> STATED GOAL:
Every line of the data that contains the string "screenshot" must be copied.

> GIVEN INFORMATION:
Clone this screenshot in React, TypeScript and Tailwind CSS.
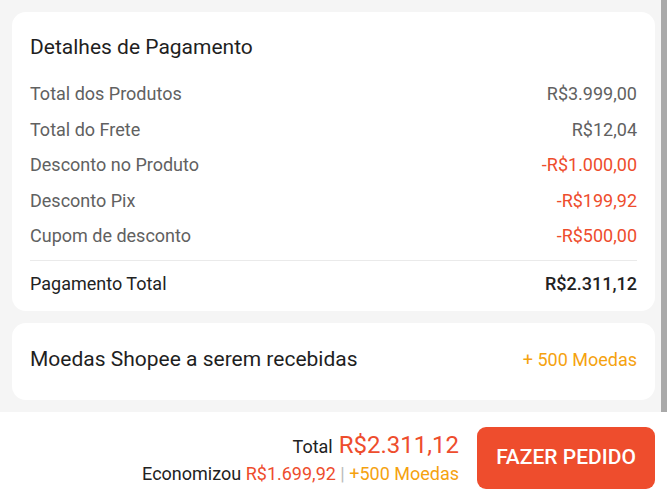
==
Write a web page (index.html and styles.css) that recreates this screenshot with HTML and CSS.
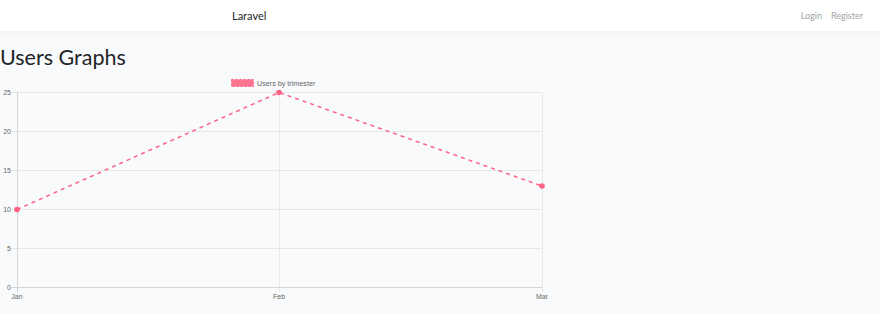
---
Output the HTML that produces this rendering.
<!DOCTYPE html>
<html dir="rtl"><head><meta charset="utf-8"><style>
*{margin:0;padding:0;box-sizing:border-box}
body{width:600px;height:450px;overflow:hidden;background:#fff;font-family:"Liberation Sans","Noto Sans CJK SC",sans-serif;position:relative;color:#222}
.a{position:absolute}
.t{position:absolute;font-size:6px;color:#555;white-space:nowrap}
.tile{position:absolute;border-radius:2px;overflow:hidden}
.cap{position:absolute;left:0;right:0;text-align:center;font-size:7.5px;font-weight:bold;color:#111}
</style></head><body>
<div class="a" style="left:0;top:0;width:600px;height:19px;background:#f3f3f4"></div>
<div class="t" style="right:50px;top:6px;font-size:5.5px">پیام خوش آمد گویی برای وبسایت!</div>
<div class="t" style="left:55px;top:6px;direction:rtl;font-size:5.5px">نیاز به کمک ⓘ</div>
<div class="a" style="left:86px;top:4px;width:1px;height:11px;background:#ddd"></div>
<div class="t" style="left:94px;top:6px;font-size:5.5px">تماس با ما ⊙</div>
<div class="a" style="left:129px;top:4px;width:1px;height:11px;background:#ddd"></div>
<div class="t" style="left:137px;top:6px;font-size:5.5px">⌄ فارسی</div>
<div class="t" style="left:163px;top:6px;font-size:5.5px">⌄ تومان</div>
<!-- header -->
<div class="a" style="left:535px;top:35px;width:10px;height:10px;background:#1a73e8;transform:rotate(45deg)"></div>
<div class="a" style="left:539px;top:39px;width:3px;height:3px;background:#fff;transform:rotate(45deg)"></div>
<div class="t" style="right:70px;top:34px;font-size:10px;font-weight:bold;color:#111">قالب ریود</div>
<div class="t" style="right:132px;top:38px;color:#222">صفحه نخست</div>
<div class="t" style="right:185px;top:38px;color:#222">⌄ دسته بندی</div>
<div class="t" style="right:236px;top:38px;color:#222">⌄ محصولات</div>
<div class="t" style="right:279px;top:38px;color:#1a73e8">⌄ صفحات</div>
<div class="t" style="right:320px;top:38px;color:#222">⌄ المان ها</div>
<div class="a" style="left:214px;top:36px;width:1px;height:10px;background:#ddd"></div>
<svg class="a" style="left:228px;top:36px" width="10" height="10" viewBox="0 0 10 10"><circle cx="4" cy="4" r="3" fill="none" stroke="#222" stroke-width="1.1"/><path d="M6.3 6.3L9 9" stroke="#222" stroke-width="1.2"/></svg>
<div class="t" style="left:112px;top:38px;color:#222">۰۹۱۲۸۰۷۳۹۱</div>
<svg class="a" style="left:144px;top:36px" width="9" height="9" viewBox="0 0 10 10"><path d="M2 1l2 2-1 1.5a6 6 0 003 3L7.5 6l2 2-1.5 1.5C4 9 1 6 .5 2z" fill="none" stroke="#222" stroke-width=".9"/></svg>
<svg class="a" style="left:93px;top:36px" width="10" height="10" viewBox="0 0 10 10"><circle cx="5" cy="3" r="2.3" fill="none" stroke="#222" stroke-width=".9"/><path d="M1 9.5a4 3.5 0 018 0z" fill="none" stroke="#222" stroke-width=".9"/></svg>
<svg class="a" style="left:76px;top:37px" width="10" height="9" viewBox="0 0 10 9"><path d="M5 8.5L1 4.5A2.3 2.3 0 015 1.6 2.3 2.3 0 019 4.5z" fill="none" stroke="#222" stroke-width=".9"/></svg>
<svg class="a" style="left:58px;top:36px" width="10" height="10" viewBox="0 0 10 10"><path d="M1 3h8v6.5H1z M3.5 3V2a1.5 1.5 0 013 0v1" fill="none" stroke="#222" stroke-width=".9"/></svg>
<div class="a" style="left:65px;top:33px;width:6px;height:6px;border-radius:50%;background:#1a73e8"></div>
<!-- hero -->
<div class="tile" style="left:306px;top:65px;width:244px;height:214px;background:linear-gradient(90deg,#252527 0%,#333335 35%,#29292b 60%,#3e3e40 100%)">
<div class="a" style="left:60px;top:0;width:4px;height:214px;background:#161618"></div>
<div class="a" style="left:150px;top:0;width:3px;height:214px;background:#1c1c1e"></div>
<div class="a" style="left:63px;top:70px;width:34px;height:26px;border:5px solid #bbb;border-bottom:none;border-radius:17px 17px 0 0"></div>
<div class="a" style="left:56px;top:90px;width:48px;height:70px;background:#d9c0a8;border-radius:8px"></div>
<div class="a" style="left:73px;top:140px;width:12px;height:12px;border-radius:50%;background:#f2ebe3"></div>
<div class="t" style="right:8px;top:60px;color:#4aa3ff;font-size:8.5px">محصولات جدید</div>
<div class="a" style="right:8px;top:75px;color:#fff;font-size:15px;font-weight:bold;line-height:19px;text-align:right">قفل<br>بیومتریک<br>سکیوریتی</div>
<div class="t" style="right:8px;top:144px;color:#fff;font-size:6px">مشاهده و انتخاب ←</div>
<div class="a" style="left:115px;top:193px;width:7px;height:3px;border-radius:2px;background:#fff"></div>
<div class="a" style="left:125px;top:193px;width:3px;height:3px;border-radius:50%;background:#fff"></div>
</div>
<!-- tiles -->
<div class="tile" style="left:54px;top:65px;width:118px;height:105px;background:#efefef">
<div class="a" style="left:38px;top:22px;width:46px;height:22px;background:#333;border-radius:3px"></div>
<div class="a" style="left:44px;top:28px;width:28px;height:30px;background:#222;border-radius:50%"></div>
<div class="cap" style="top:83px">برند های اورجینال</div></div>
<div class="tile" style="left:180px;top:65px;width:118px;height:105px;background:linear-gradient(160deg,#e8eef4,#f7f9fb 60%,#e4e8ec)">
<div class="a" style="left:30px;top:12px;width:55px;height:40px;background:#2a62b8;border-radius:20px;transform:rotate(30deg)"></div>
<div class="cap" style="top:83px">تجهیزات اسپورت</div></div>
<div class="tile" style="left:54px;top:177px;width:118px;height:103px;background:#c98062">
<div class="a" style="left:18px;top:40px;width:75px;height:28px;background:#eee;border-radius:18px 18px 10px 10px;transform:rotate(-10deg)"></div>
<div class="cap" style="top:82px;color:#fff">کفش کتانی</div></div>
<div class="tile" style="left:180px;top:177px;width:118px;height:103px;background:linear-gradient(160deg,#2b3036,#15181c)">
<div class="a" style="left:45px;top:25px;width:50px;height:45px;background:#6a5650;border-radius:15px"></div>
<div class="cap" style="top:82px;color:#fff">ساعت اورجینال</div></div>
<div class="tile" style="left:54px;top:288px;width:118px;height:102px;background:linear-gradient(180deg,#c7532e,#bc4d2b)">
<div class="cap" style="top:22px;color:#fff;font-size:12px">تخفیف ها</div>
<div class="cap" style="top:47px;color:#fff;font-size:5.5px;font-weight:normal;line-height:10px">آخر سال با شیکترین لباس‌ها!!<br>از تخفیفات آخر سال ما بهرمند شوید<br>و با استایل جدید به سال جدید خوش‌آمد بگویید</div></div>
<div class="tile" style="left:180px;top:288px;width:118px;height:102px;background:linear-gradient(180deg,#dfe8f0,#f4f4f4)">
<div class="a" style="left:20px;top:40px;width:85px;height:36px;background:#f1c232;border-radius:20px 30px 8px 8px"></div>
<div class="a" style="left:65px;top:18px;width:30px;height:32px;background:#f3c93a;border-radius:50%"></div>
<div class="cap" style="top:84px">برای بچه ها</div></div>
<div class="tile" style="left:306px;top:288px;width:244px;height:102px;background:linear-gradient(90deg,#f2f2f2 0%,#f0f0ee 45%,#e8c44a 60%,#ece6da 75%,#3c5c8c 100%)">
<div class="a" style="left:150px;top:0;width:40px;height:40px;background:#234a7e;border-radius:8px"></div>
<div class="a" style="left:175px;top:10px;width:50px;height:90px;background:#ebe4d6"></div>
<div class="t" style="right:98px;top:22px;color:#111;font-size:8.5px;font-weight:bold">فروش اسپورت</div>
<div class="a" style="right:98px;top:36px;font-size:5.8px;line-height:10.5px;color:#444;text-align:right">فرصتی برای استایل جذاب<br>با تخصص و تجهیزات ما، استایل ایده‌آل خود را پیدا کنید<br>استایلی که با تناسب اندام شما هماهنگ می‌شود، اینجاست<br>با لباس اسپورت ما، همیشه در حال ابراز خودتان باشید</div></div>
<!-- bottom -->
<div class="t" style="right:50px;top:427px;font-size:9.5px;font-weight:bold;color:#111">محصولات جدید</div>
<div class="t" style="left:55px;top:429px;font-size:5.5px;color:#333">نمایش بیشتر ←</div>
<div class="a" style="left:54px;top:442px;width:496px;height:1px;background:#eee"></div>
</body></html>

> FINISHED EXERCISE:
Clone this screenshot in React, TypeScript and Tailwind CSS.
Write a web page (index.html and styles.css) that recreates this screenshot with HTML and CSS.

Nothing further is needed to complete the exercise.